# Dataset content
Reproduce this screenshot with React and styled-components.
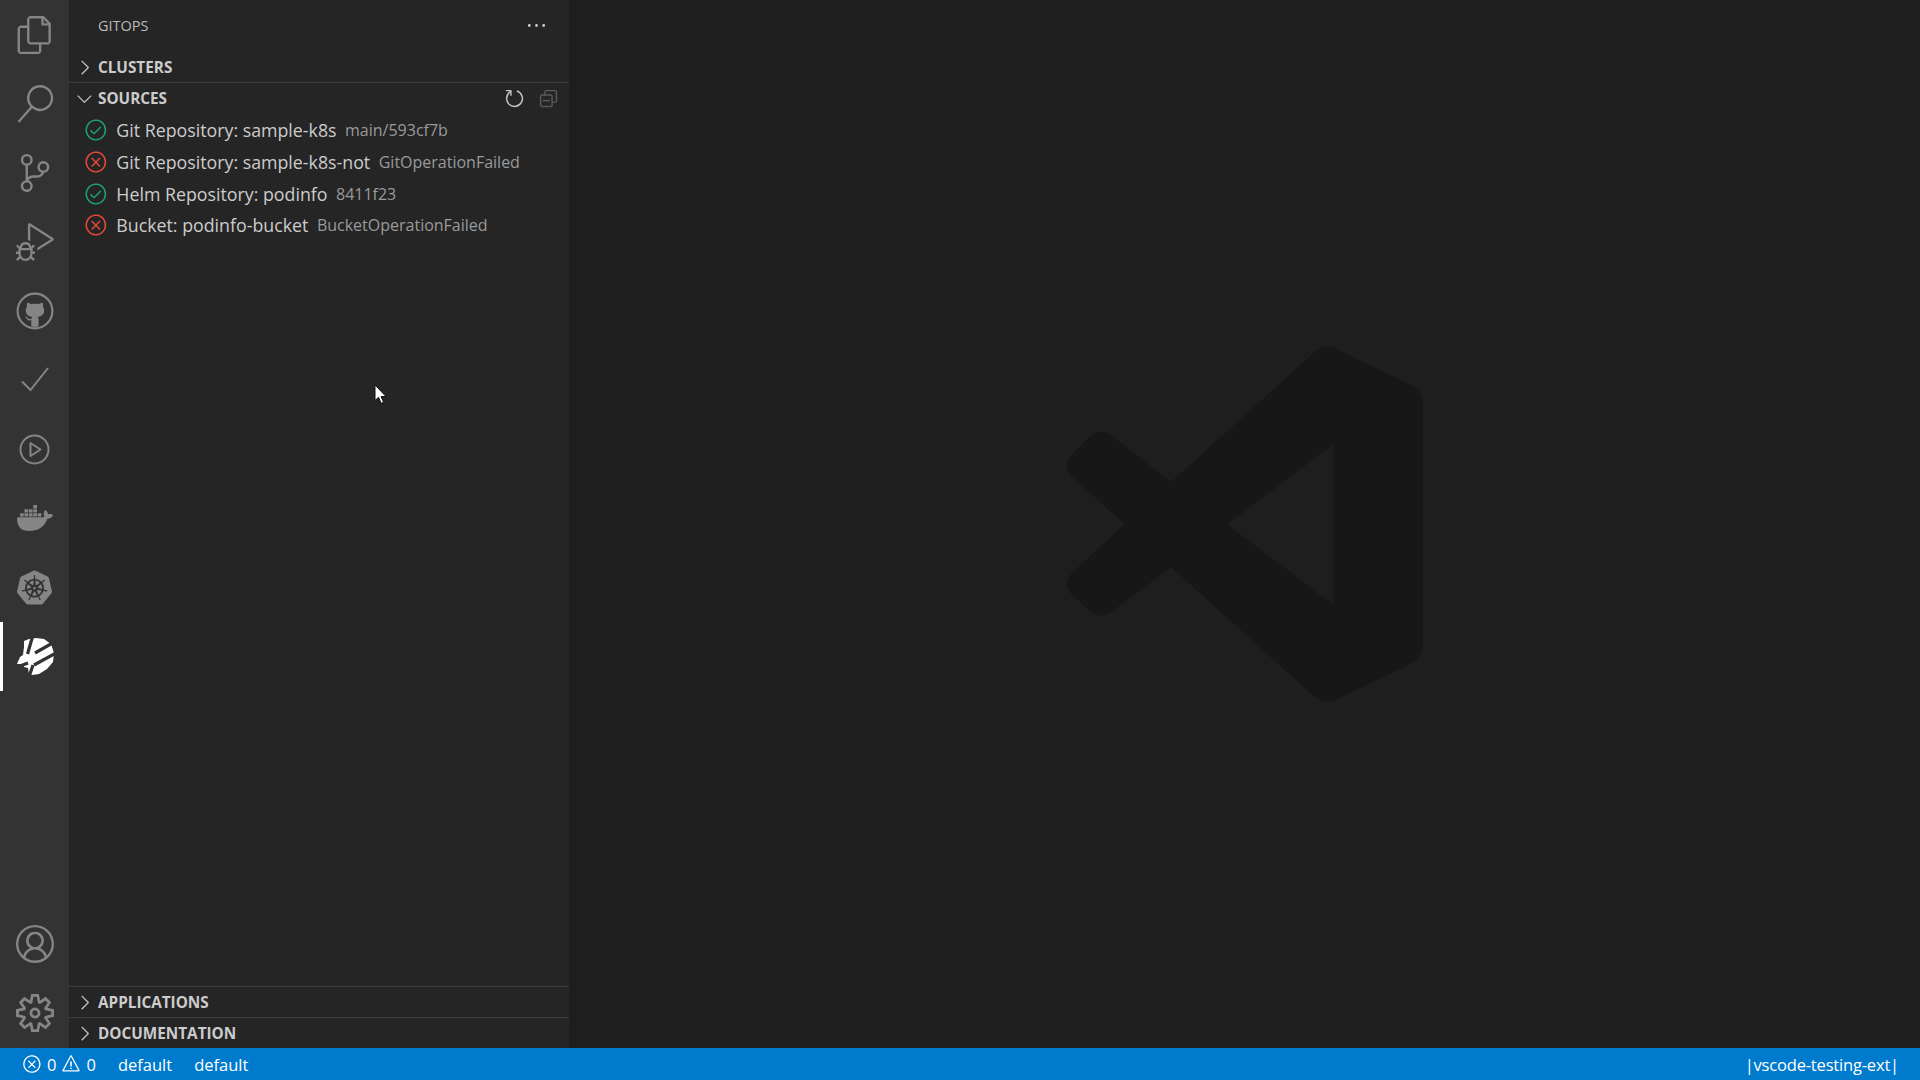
import React from "react";
import styled, { createGlobalStyle } from "styled-components";
import {
  VscFiles,
  VscSearch,
  VscSourceControl,
  VscDebugAlt,
  VscAccount,
  VscSettingsGear,
  VscChevronRight,
  VscChevronDown,
  VscEllipsis,
  VscRefresh,
  VscCollapseAll,
  VscPass,
  VscError,
  VscWarning,
} from "react-icons/vsc";
import { SiDocker, SiKubernetes } from "react-icons/si";

const GlobalStyle = createGlobalStyle`
  html, body {
    margin: 0;
    padding: 0;
    height: 100%;
    background: #1e1e1e;
    overflow: hidden;
  }
  * {
    box-sizing: border-box;
  }
`;

const GithubIcon = () => (
  <svg width="38" height="38" viewBox="0 0 35 35">
    <circle cx="17.5" cy="17.5" r="16" fill="none" stroke="currentColor" strokeWidth="2" />
    <path
      fill="currentColor"
      transform="translate(2.6 3.6) scale(0.85)"
      d="M13.5 33v-6.500c-3.6.6-4.6-.8-5.2-2.2-.4-.9-1-1.400-1.600-1.800.4-.5 1.900 0 2.800 1.400.8 1.200 2.300 1.400 4.200.8.1-.9.5-1.600 1-2-4.200-.6-7.200-2.400-7.200-7.200 0-1.500.5-2.800 1.400-3.900-.3-1-.3-2.700.3-4.300 1.400 0 3 .7 4.400 1.800 1.300-.4 2.500-.5 3.900-.5s2.600.1 3.900.5c1.400-1.100 3-1.800 4.400-1.800.6 1.600.6 3.300.3 4.300.9 1.100 1.400 2.400 1.400 3.900 0 4.800-3 6.600-7.200 7.200.7.6 1.100 1.700 1.100 3V33c-1.300.5-2.800.7-4 .7s-2.800-.2-4.300-.7z"
    />
  </svg>
);

const CheckIcon = () => (
  <svg width="35" height="35" viewBox="0 0 35 35">
    <path d="M5 18.500l8.500 8.500L31 5" fill="none" stroke="currentColor" strokeWidth="2" />
  </svg>
);

const PlayRingIcon = () => (
  <svg width="35" height="35" viewBox="0 0 35 35">
    <circle cx="17.500" cy="17.500" r="14" fill="none" stroke="currentColor" strokeWidth="2" />
    <path d="M13.500 11v13l10-6.500z" fill="none" stroke="currentColor" strokeWidth="2" strokeLinejoin="round" />
  </svg>
);

// white disc cut by the dark slits of the logo
const FluxIcon = () => (
  <svg width="46" height="42" viewBox="0 0 46 42">
    <path fill="currentColor" d="M12 6l5-2 7-1 8 1 7 5 3 9-1 9-6 7-8 5-7 1-3-1-1-6-4-1-1-3-6 0 3-7 3-2 1-8z" />
    <g stroke="#333333" strokeWidth="3.200" fill="none">
      <path d="M21 0l-5.500 19" />
      <path d="M46 5L23 18" />
      <path d="M46 17L22 30" />
      <path d="M0 34l16-6" />
      <path d="M17 42l4-12" />
    </g>
  </svg>
);

const VscodeLogo = () => (
  <svg width="356" height="354" viewBox="78 80 1067 1062">
    <path
      fill="#171717"
      fillRule="evenodd"
      d="M815 100Q860 62 890 88L1110 195Q1145 212 1145 245V975Q1145 1012 1110 1030L890 1135Q850 1155 815 1125L390 740L210 875Q180 897 150 875L90 820Q65 790 90 760L250 612L90 465Q65 432 90 405L150 345Q178 325 210 345L390 485ZM878 370L558 612L878 855Z"
    />
  </svg>
);

const PointerIcon = () => (
  <svg width="13" height="21" viewBox="0 0 13 21">
    <path d="M1 1v15.500l3.600-3.200 2.400 6 2.600-1-2.500-5.800h4.900z" fill="#fff" stroke="#111" strokeWidth="1" />
  </svg>
);

const Page = styled.div`
  width: 1920px;
  height: 1080px;
  display: flex;
  flex-direction: column;
  position: relative;
  font-family: "Open Sans", "Noto Sans", sans-serif;
  color: #cccccc;
`;

const Workbench = styled.div`
  flex: 1;
  min-height: 0;
  display: flex;
`;

const ActivityBar = styled.nav`
  width: 69px;
  flex-shrink: 0;
  background: #333333;
  display: flex;
  flex-direction: column;
  justify-content: space-between;
`;

const ActivityGroup = styled.div`
  display: flex;
  flex-direction: column;
`;

const ActivityItem = styled.div`
  height: 69.1px;
  display: flex;
  align-items: center;
  justify-content: center;
  color: ${(props) => (props.active ? "#ffffff" : "#858585")};
  box-shadow: ${(props) => (props.active ? "inset 3px 0 0 #ffffff" : "none")};
`;

const SideBar = styled.aside`
  width: 500px;
  flex-shrink: 0;
  background: #252526;
  display: flex;
  flex-direction: column;
`;

const SideTitle = styled.div`
  height: 52.200px;
  flex-shrink: 0;
  display: flex;
  align-items: center;
  justify-content: space-between;
  padding: 0 21px 2px 29px;
  font-size: 14.500px;
  color: #bbbbbb;
`;

const TitleAction = styled.span`
  display: flex;
  color: #cccccc;
`;

const Section = styled.section`
  display: flex;
  flex-direction: column;
  flex: ${(props) => (props.grow ? 1 : "none")};
  min-height: 0;
  border-top: ${(props) => (props.divided ? "1.500px solid #3c3c3d" : "none")};
`;

const SectionHeader = styled.header`
  height: 30px;
  flex-shrink: 0;
  display: flex;
  align-items: center;
  padding-left: 2.600px;
  padding-right: 9px;
  font-size: 15.300px;
  font-weight: 700;
  color: #cccccc;
`;

const Twisty = styled.span`
  width: 26.400px;
  display: flex;
  justify-content: center;
  color: #c5c5c5;
`;

const HeaderActions = styled.div`
  margin-left: auto;
  display: flex;
  align-items: center;
  gap: 11.500px;
`;

const HeaderAction = styled.span`
  display: flex;
  color: ${(props) => (props.dim ? "#5a5a5a" : "#c5c5c5")};
`;

const Tree = styled.ul`
  list-style: none;
  margin: 0;
  padding: 1px 0 0;
`;

const TreeRow = styled.li`
  height: 31.800px;
  display: flex;
  align-items: center;
  padding-left: 15px;
  white-space: nowrap;
`;

const StatusGlyph = styled.span`
  width: 32.300px;
  display: flex;
  color: ${(props) => (props.ok ? "#1e9e7a" : "#e5493a")};
`;

const RowLabel = styled.span`
  font-size: 17.800px;
  color: #cccccc;
`;

const RowDescription = styled.span`
  margin-left: 8.500px;
  font-size: 16px;
  color: #9a9a9a;
`;

const Editor = styled.main`
  flex: 1;
  background: #1e1e1e;
  display: flex;
  align-items: center;
  justify-content: center;
`;

const StatusBar = styled.footer`
  height: 32px;
  flex-shrink: 0;
  background: #007acc;
  color: #ffffff;
  display: flex;
  align-items: center;
  padding: 0 21px 0 22px;
  font-size: 16.500px;
`;

const StatusProblems = styled.div`
  display: flex;
  align-items: center;
  gap: 5px;
  margin-right: 22px;
`;

const StatusText = styled.span`
  margin-right: 22px;
`;

const StatusRight = styled.span`
  margin-left: auto;
  letter-spacing: -0.18px;
`;

const Pointer = styled.span`
  position: absolute;
  left: 374px;
  top: 384px;
  display: flex;
`;

const topItems = [
  { id: "files", icon: <VscFiles size={38} /> },
  { id: "search", icon: <VscSearch size={38} /> },
  { id: "scm", icon: <VscSourceControl size={38} /> },
  { id: "debug", icon: <VscDebugAlt size={38} /> },
  { id: "github", icon: <GithubIcon /> },
  { id: "todo", icon: <CheckIcon /> },
  { id: "run", icon: <PlayRingIcon /> },
  { id: "docker", icon: <SiDocker size={36} /> },
  { id: "k8s", icon: <SiKubernetes size={35} /> },
  { id: "gitops", icon: <FluxIcon />, active: true },
];

const sources = [
  { id: 1, ok: true, label: "Git Repository: sample-k8s", des: "main/593cf7b" },
  { id: 2, ok: false, label: "Git Repository: sample-k8s-not", des: "GitOperationFailed" },
  { id: 3, ok: true, label: "Helm Repository: podinfo", des: "8411f23" },
  { id: 4, ok: false, label: "Bucket: podinfo-bucket", des: "BucketOperationFailed" },
];

const App = () => {
  return (
    <Page>
      <GlobalStyle />
      <Workbench>
        <ActivityBar>
          <ActivityGroup>
            {topItems.map((i) => (
              <ActivityItem key={i.id} active={i.active}>
                {i.icon}
              </ActivityItem>
            ))}
          </ActivityGroup>
          <ActivityGroup>
            <ActivityItem>
              <VscAccount size={38} />
            </ActivityItem>
            <ActivityItem>
              <VscSettingsGear size={38} />
            </ActivityItem>
          </ActivityGroup>
        </ActivityBar>
        <SideBar>
          <SideTitle>
            GITOPS
            <TitleAction>
              <VscEllipsis size={23} />
            </TitleAction>
          </SideTitle>
          <Section>
            <SectionHeader>
              <Twisty>
                <VscChevronRight size={23} />
              </Twisty>
              CLUSTERS
            </SectionHeader>
          </Section>
          <Section divided grow>
            <SectionHeader>
              <Twisty>
                <VscChevronDown size={23} />
              </Twisty>
              SOURCES
              <HeaderActions>
                <HeaderAction>
                  <VscRefresh size={23} />
                </HeaderAction>
                <HeaderAction dim>
                  <VscCollapseAll size={23} />
                </HeaderAction>
              </HeaderActions>
            </SectionHeader>
            <Tree>
              {sources.map((i) => (
                <TreeRow key={i.id}>
                  <StatusGlyph ok={i.ok}>
                    {i.ok ? <VscPass size={24} /> : <VscError size={24} />}
                  </StatusGlyph>
                  <RowLabel>{i.label}</RowLabel>
                  <RowDescription>{i.des}</RowDescription>
                </TreeRow>
              ))}
            </Tree>
          </Section>
          <Section divided>
            <SectionHeader>
              <Twisty>
                <VscChevronRight size={23} />
              </Twisty>
              APPLICATIONS
            </SectionHeader>
          </Section>
          <Section divided>
            <SectionHeader>
              <Twisty>
                <VscChevronRight size={23} />
              </Twisty>
              DOCUMENTATION
            </SectionHeader>
          </Section>
        </SideBar>
        <Editor>
          <VscodeLogo />
        </Editor>
      </Workbench>
      <StatusBar>
        <StatusProblems>
          <VscError size={20} />
          <span>0</span>
          <VscWarning size={20} />
          <span>0</span>
        </StatusProblems>
        <StatusText>default</StatusText>
        <StatusText>default</StatusText>
        <StatusRight>|vscode-testing-ext|</StatusRight>
      </StatusBar>
      <Pointer>
        <PointerIcon />
      </Pointer>
    </Page>
  );
};

export default App;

# Brief
Work out the count of lines containing the word "components", then write only that count.

# Solution for this task
2